Work through the data line by line, gathering every line that has the word "screenshot".

Data supplied:
Begin

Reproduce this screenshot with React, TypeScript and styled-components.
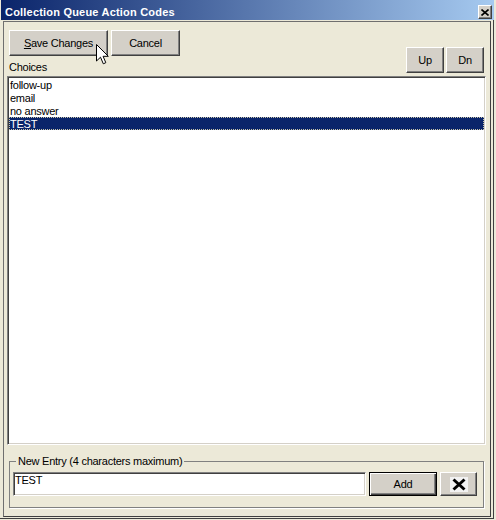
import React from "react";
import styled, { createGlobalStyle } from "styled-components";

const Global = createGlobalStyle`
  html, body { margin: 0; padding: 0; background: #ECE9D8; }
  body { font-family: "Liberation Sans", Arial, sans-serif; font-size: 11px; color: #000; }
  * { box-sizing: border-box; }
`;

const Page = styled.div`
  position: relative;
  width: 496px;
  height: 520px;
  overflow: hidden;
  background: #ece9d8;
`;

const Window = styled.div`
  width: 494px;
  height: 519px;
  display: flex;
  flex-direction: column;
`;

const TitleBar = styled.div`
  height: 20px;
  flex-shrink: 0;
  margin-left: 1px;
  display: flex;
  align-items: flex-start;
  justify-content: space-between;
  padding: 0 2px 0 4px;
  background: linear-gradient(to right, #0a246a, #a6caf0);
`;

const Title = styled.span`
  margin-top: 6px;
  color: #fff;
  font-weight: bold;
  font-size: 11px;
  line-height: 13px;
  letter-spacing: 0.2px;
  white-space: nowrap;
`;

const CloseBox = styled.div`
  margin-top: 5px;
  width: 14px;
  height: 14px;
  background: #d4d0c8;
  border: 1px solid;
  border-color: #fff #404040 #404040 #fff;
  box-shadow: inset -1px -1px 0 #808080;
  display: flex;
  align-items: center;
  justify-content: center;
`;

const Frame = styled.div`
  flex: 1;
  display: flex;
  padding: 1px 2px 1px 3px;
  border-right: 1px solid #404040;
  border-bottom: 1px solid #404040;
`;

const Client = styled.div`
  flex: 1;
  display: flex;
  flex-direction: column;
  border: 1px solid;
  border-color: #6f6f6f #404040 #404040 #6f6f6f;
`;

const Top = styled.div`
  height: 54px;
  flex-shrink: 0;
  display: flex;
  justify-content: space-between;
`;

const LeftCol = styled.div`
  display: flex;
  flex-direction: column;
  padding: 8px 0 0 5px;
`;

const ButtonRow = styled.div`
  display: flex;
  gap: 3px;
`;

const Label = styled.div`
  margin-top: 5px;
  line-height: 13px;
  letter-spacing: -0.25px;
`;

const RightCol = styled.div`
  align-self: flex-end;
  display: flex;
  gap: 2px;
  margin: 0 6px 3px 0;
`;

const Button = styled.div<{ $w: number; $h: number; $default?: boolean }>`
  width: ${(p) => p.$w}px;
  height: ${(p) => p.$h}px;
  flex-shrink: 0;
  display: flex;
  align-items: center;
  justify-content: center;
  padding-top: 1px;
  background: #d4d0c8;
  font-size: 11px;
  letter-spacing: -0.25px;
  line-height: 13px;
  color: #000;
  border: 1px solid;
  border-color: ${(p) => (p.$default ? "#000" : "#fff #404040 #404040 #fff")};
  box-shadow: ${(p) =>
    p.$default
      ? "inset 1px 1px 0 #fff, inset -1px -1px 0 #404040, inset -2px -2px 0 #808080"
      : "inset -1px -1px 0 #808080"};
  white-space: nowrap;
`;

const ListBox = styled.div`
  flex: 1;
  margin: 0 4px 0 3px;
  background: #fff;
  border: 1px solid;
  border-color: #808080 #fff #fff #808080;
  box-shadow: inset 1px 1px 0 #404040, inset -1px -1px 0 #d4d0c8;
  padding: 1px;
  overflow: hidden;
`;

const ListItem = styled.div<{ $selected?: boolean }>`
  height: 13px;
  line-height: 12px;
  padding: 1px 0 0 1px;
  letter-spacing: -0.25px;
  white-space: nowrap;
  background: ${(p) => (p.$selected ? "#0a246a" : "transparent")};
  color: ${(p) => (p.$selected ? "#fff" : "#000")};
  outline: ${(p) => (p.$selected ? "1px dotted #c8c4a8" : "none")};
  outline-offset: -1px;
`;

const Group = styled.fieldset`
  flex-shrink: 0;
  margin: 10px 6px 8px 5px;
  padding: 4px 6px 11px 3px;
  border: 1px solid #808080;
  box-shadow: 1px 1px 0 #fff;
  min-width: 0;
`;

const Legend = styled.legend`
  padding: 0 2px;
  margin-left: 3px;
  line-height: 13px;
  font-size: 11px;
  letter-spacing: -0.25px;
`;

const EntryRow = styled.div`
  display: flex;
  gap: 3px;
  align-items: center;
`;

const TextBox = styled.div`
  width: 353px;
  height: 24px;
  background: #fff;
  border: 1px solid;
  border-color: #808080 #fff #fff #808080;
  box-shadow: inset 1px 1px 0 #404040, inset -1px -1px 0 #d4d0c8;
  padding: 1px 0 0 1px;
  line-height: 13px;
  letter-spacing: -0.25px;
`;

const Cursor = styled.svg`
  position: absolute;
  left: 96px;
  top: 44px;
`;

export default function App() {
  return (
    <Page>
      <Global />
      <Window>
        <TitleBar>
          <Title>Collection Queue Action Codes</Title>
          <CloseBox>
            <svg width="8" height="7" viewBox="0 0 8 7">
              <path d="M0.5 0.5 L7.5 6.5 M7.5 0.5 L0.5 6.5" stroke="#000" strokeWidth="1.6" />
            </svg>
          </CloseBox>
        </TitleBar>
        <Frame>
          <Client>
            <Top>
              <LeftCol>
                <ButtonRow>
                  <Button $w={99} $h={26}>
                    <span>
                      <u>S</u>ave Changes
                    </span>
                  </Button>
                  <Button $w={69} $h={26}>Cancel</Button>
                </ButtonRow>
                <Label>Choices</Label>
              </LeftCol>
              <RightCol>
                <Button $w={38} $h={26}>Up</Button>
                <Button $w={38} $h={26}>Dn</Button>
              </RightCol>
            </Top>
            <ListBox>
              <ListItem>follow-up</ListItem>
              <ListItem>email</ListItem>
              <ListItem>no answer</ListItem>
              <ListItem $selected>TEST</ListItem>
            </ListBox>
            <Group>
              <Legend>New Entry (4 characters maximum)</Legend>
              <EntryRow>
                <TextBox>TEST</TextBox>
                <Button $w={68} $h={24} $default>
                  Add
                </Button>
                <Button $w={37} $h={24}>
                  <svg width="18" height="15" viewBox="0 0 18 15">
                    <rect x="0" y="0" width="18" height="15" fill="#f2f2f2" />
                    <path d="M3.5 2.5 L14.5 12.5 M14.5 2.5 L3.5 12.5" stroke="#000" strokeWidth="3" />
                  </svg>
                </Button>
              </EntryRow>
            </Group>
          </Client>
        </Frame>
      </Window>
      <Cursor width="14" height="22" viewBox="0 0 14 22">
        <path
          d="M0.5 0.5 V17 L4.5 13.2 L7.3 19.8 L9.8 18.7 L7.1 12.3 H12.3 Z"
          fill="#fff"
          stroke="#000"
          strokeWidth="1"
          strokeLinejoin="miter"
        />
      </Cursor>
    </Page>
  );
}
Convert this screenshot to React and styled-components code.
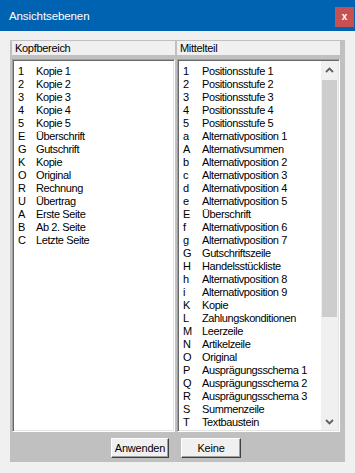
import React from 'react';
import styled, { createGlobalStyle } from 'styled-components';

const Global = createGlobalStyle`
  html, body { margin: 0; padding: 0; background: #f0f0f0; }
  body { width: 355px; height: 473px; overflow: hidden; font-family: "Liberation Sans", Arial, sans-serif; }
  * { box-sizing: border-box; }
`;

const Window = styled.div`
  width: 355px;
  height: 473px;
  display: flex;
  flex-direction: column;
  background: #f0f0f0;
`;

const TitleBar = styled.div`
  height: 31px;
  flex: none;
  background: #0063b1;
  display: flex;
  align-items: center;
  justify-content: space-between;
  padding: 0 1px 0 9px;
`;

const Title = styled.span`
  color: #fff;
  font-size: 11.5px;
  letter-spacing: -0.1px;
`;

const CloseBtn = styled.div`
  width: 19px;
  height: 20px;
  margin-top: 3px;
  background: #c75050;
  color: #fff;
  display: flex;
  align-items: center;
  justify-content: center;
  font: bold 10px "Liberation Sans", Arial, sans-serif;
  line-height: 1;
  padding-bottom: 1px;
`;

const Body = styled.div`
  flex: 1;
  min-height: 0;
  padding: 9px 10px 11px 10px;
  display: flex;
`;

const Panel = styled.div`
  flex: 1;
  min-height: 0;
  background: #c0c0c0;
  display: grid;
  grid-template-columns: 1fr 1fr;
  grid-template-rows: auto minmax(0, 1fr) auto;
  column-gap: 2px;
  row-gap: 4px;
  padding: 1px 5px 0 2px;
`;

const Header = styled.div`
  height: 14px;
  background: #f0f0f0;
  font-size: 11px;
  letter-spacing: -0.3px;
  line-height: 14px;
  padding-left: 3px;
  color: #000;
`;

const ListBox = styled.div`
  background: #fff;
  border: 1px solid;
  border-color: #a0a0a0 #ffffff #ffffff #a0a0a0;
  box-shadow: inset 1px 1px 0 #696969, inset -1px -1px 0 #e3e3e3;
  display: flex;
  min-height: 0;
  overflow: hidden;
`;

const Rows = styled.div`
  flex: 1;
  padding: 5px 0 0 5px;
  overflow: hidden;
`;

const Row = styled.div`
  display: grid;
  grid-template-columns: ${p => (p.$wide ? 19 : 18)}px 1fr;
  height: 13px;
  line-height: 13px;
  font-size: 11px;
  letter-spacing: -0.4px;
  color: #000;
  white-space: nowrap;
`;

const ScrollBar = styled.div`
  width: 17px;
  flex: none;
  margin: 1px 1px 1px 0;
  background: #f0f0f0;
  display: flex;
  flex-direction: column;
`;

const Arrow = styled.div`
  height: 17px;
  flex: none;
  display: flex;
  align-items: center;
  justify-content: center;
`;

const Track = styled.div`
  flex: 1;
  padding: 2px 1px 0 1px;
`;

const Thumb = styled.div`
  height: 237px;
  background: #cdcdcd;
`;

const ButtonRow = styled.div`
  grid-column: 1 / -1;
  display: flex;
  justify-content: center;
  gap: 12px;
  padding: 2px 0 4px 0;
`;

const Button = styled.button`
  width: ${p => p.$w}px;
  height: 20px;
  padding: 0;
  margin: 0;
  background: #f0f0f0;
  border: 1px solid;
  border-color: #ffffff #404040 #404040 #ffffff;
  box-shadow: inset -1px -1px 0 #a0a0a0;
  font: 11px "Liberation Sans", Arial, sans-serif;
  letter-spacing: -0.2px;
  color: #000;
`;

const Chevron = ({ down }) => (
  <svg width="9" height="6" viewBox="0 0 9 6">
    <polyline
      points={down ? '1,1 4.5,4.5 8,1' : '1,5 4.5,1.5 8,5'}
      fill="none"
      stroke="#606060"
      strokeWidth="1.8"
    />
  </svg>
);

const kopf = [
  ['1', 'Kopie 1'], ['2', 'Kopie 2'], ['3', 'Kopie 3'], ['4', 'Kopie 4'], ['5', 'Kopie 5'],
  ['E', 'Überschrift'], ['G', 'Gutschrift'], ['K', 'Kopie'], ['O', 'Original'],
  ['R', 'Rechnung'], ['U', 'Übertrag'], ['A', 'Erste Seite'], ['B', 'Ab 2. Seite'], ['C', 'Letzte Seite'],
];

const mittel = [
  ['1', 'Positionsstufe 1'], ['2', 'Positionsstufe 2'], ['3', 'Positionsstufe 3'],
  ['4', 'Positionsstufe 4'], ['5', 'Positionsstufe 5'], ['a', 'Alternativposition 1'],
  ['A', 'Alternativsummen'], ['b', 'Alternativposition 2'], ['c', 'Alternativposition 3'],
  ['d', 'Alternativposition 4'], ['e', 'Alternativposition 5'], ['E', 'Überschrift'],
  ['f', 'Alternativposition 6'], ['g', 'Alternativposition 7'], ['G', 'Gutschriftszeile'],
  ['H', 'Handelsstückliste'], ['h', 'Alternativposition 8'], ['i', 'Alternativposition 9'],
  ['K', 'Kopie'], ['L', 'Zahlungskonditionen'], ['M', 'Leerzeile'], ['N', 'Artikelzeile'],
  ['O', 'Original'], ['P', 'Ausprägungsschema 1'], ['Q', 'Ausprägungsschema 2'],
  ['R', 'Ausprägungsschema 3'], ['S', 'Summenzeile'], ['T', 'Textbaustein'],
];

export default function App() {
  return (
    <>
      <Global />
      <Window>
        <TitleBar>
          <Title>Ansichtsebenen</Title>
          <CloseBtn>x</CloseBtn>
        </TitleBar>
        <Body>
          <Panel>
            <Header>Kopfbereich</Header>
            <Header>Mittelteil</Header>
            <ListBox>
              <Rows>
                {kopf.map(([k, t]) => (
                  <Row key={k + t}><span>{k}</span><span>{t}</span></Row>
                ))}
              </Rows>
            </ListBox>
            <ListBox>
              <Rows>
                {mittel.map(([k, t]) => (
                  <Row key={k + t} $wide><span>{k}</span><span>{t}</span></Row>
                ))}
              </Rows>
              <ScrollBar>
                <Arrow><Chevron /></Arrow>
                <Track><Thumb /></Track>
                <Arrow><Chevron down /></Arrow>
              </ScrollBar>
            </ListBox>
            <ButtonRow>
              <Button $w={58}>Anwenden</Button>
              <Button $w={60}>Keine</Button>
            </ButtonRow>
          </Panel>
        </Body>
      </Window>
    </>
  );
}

End

Written answer:
Reproduce this screenshot with React, TypeScript and styled-components.
Convert this screenshot to React and styled-components code.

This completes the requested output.